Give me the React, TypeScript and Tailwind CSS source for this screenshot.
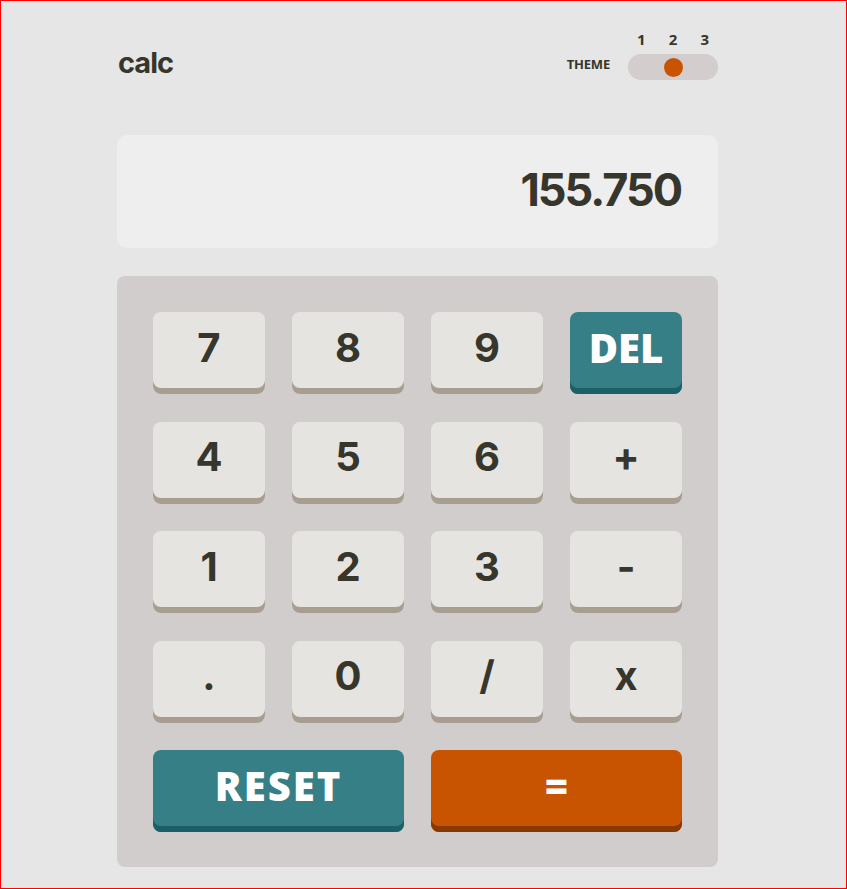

———

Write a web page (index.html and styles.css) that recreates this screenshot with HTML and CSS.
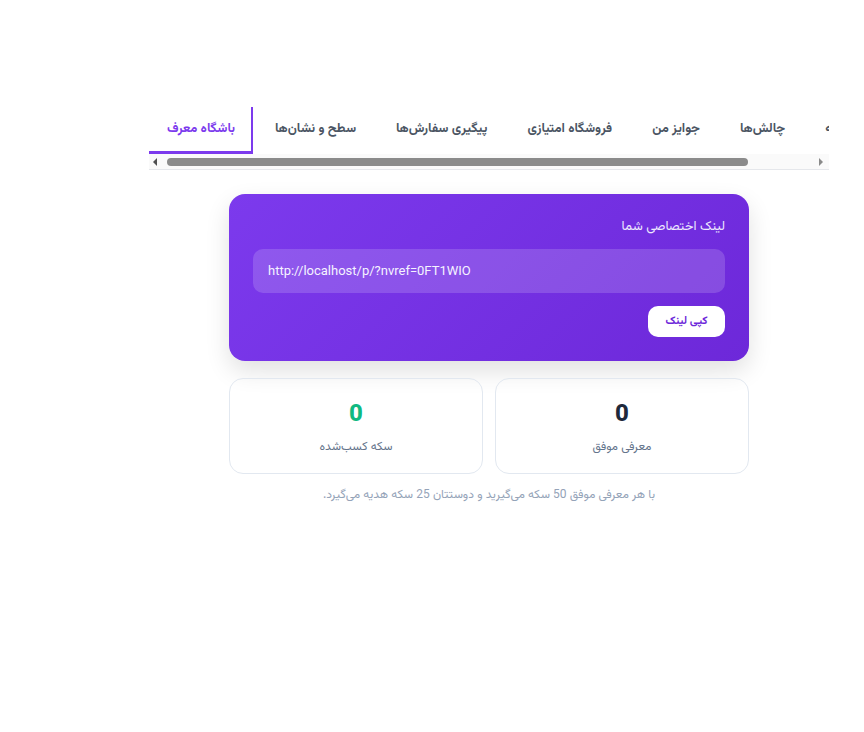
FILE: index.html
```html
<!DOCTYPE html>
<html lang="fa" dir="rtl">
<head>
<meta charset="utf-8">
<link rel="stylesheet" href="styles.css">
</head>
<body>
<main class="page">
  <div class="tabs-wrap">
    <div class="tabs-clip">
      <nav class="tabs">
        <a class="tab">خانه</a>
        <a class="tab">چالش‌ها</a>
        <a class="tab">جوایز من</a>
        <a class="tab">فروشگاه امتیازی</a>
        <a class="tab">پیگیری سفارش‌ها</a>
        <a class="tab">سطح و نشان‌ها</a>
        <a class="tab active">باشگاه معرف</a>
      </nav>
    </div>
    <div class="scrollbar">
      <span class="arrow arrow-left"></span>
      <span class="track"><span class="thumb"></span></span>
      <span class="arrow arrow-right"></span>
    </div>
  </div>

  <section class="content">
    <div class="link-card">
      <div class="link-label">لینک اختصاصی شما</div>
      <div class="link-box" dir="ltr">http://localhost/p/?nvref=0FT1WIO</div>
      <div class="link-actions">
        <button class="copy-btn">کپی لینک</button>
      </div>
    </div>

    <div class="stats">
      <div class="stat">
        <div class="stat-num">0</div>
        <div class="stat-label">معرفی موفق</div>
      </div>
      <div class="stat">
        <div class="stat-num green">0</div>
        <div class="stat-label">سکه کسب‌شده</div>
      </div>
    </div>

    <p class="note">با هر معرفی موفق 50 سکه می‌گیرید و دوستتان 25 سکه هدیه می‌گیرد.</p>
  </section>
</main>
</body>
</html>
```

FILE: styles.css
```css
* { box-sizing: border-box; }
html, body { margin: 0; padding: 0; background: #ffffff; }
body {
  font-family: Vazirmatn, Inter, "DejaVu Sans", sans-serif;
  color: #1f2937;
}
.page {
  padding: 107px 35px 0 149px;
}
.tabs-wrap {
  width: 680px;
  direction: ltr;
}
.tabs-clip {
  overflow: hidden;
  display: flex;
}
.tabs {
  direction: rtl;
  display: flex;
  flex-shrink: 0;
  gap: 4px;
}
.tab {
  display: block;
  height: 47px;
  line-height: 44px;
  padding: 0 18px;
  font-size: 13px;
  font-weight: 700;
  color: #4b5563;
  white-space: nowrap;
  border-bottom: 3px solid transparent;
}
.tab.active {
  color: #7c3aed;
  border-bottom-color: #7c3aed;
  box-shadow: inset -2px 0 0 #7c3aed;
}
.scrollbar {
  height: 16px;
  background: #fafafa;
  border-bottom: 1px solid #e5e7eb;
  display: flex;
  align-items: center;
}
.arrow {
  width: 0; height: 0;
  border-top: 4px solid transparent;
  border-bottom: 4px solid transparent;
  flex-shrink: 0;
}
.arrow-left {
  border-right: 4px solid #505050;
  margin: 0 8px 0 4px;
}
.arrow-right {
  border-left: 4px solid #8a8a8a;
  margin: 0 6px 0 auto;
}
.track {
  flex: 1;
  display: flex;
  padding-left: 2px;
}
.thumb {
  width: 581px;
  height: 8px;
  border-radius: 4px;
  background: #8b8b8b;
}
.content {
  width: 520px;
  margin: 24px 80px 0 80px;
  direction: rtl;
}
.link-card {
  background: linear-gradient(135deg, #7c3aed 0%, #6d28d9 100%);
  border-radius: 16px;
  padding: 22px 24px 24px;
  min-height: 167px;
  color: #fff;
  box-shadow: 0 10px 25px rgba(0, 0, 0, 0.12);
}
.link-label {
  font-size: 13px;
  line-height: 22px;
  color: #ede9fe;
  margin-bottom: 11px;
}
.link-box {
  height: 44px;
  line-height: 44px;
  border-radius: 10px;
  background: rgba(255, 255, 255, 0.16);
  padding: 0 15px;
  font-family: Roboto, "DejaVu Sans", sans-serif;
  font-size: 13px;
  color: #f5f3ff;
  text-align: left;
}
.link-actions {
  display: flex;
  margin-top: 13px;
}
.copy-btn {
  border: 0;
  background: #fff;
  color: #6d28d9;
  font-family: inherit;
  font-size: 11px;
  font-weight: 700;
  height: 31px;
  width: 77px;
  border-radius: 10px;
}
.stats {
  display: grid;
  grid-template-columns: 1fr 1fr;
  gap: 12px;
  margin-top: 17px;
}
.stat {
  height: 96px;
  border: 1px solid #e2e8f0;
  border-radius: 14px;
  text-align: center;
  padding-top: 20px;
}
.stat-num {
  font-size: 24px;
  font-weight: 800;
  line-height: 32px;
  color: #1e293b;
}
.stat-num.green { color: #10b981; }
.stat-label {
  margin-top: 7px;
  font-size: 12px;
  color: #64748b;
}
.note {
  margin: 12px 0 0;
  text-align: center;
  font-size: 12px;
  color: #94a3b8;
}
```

———

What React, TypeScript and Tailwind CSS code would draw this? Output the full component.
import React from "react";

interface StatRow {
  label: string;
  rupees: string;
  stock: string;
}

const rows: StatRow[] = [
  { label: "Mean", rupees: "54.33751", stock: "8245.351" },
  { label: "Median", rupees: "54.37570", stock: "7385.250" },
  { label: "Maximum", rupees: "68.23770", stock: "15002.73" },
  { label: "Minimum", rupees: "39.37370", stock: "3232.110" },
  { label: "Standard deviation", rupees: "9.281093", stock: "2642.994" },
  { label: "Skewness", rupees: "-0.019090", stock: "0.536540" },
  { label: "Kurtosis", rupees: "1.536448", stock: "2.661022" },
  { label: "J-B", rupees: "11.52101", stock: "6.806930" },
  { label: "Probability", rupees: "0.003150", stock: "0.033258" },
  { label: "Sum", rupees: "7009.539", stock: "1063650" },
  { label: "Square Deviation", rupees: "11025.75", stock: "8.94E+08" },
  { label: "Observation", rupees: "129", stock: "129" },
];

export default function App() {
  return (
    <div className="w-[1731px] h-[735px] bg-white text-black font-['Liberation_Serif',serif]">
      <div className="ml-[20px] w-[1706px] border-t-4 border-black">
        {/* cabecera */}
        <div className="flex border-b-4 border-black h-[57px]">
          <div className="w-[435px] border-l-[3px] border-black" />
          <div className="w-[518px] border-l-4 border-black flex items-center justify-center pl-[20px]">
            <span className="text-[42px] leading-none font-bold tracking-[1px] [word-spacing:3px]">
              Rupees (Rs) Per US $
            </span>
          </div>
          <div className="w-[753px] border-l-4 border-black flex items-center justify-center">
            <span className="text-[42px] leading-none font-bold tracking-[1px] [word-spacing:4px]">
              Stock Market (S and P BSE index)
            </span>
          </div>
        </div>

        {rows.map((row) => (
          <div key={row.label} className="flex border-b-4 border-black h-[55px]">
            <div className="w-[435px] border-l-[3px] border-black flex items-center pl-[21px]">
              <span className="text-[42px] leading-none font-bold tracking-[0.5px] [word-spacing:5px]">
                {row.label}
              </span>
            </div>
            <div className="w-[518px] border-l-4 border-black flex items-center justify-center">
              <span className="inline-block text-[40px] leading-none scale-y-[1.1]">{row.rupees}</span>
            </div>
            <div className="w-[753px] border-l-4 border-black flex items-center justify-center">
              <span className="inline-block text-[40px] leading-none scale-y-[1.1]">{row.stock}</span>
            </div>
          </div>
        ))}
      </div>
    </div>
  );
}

———

- What the exercise asks: State the count of lines with the word "TypeScript" in them, and write nothing else.

- Solution to this task: 2